O talento musical acabou ditando seu destino no país que escolheu para viver. Sem nada a perder ou contatos no meio artístico local, se inscreveu no programa que revelou a cantora Netta Barzilai, vencedora do Eurovisão de 2018. Com um hebraico imperfeito, ele se comunicou muitas vezes em inglês durante o programa. Mas não sentiu preconceito algum – pelo contrário.
“Os israelenses são muito amigáveis. Então é muito fácil você fazer amizade, conversar, iniciar uma conversa do nada. O israelense é muito curioso também, então você está lá na sala com os outros participantes e todo mundo já começa a perguntar: ‘o que que você vai cantar’, ‘qual é o teu nome’, ‘de onde você vem’? Percebem que meu sotaque e os israelenses amam o Brasil”, relata o catarinense.
Participar do programa não foi fácil. As pressões para alcançar a perfeição em pouco tempo de filmagem causaram-lhe estresse e nervosismo. Uma dessas pressões foi a da imagem: os produtores decidiram que ele se apresentaria o tempo todo ao piano, o que nem sempre era sua escolha.
Fora isso, por ser fã de cantores como Céline Dion, Whitney Huston, Amy Winehouse e Sam Smith, Carvalho escolheu cantar sempre baladas famosas em inglês, apesar dos pedidos para cantar também em português e espanhol.
“As pessoas têm aquela imagem de você como brasileiro. Eles amam o Brasil, amam a música brasileira. Então, automaticamente perguntam: ‘por que você não canta em português’? De fato, não cantei em português. Não desenvolvo a minha carteira no português, é totalmente em inglês”, explica.
Tudo isso leva Avraham de Carvalho a rejeitar participar de novos reality shows, pelo menos por enquanto. A competição com outros cantores diante de juízes e do público foi desgastante. Ele prefere desenvolver a carreira com um álbum pessoal e músicas próprias, que está em produção.
Meses após o fim do programa, em fevereiro, ele é convidado a cantar em eventos e festas. O brasileiro prepara sua primeira turnê por Israel, que começará em novembro nas principais cidades do país: Tel Aviv, Jerusalém, Haifa e Beer Sheva.

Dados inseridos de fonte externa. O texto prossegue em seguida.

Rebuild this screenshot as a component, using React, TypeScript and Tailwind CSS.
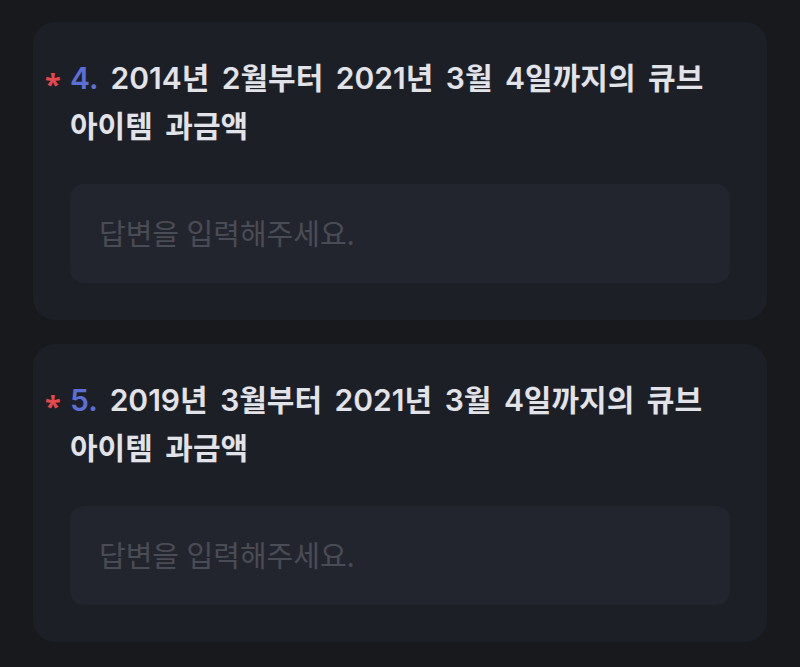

A pressão por manter o nome relevante é algo conhecido entre participantes de concursos televisivos. “Existe, sim, essa pressão de estar produzindo algo. Música é uma coisa que você não pode parar. Hoje, a exposição que eu recebi no programa me proporciona estar vivendo disso, fazendo eventos e abrindo shows, planejando a turnê. Mas é algo contínuo”, afirma Carvalho. “Se você parar por algum instante, já desce. Se manter na mídia não é fácil e é essa a questão. Você tem que procurar estar sempre fazendo algo.”
Enquanto desenvolve a carreira, Avraham de Carvalho se encontra como pessoa. Durante o processo de conversão ao judaísmo, assumiu a homossexualidade e se casou com um israelense, que é, hoje, seu agente. O casamento foi no Brasil e, posteriormente, foi reconhecido em Israel.

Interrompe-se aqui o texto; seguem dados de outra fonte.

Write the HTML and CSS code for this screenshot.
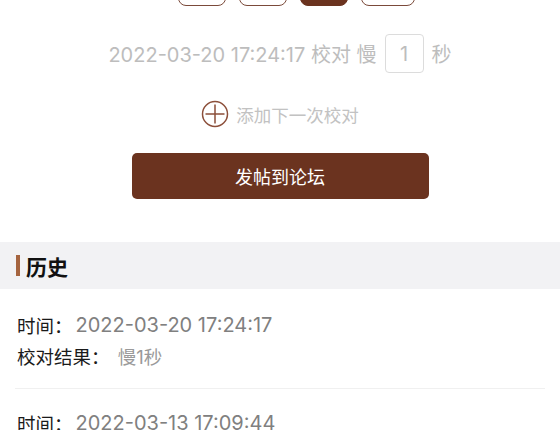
FILE: index.html
```html
<!DOCTYPE html>
<html lang="zh-CN">
<head>
<meta charset="utf-8">
<link rel="stylesheet" href="styles.css">
</head>
<body>
<div class="page">
  <div class="opts">
    <div class="opt"></div>
    <div class="opt"></div>
    <div class="opt on"></div>
    <div class="opt wide"></div>
  </div>
  <div class="calib">
    <span>2022-03-20 17:24:17 校对 慢</span>
    <span class="num">1</span>
    <span>秒</span>
  </div>
  <div class="add">
    <svg class="plus" width="28" height="28" viewBox="0 0 28 28">
      <circle cx="14" cy="14" r="12.5" fill="none" stroke="#8c4f3a" stroke-width="1.5"/>
      <path d="M14 4.5V23.5M4.5 14H23.5" stroke="#8c4f3a" stroke-width="1.5"/>
    </svg>
    <span>添加下一次校对</span>
  </div>
  <div class="post">发帖到论坛</div>
  <div class="sec"><span class="bar"></span><span class="sec-t">历史</span></div>
  <div class="item">
    <div class="row"><span class="lab">时间：</span><span class="val">2022-03-20 17:24:17</span></div>
    <div class="row"><span class="lab">校对结果：</span><span class="val res">&nbsp;慢1秒</span></div>
  </div>
  <div class="divider"></div>
  <div class="item">
    <div class="row"><span class="lab">时间：</span><span class="val">2022-03-13 17:09:44</span></div>
  </div>
</div>
</body>
</html>
```

FILE: styles.css
```css
html, body {
  margin: 0;
  padding: 0;
  background: #ffffff;
}
body {
  font-family: Inter, "Noto Sans CJK SC", sans-serif;
  width: 560px;
  height: 430px;
  overflow: hidden;
}
.page {
  display: flex;
  flex-direction: column;
}
.opts {
  display: flex;
  gap: 13px;
  height: 6px;
  padding-left: 178px;
  align-items: flex-end;
}
.opt {
  flex: none;
  width: 48px;
  height: 32px;
  margin-top: -26px;
  box-sizing: border-box;
  border: 1.5px solid #7b4a3a;
  border-radius: 8px;
  background: #fff;
}
.opt.on {
  background: #6b331f;
  border-color: #6b331f;
}
.opt.wide {
  width: 54px;
}
.calib {
  margin-top: 28px;
  height: 39px;
  display: flex;
  align-items: center;
  justify-content: center;
  gap: 8px;
  font-size: 20px;
  color: #bdbdbd;
}
.num {
  width: 39px;
  height: 39px;
  box-sizing: border-box;
  border: 1px solid #dcdcdc;
  border-radius: 4px;
  display: flex;
  align-items: center;
  justify-content: center;
  color: #bdbdbd;
}
.add {
  margin-top: 28px;
  height: 26px;
  display: flex;
  align-items: center;
  justify-content: center;
  gap: 7px;
  font-size: 17.5px;
  color: #c2c2c2;
}
.plus {
  flex: none;
}
.post {
  margin: 26px auto 0;
  width: 297px;
  height: 46px;
  border-radius: 5px;
  background: #6b331f;
  color: #fff;
  font-size: 18px;
  display: flex;
  align-items: center;
  justify-content: center;
}
.sec {
  margin-top: 43px;
  height: 47px;
  background: #f2f2f4;
  display: flex;
  align-items: center;
  padding-left: 16px;
  gap: 6px;
}
.bar {
  width: 4px;
  height: 21px;
  background: #a5643f;
}
.sec-t {
  font-size: 21px;
  font-weight: bold;
  color: #111;
}
.item {
  padding: 20px 0 17px 17px;
}
.row {
  height: 31px;
  display: flex;
  align-items: center;
  font-size: 18px;
}
.lab {
  color: #1a1a1a;
  font-size: 18.5px;
}
.val {
  color: #808080;
  font-size: 20px;
  margin-left: 3px;
}
.res {
  color: #9a9a9a;
  font-size: 18.5px;
}
.divider {
  height: 1px;
  background: #f0f0f0;
  margin: 0 15px;
}
.divider + .item {
  padding-top: 18px;
}
```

Isso o levou a buscar a continuação do processo de conversão através de uma sinagoga reformista, já que, pelos ultraortodoxos, não seria mais possível. “Essa comunidade nos recebe e nos permite manter as nossas tradições, nos juntar a outros casais, famílias, não de homossexuais ou héteros, mas de qualquer modalidade. Fazemos juntos as nossas tefilot, nossas orações.”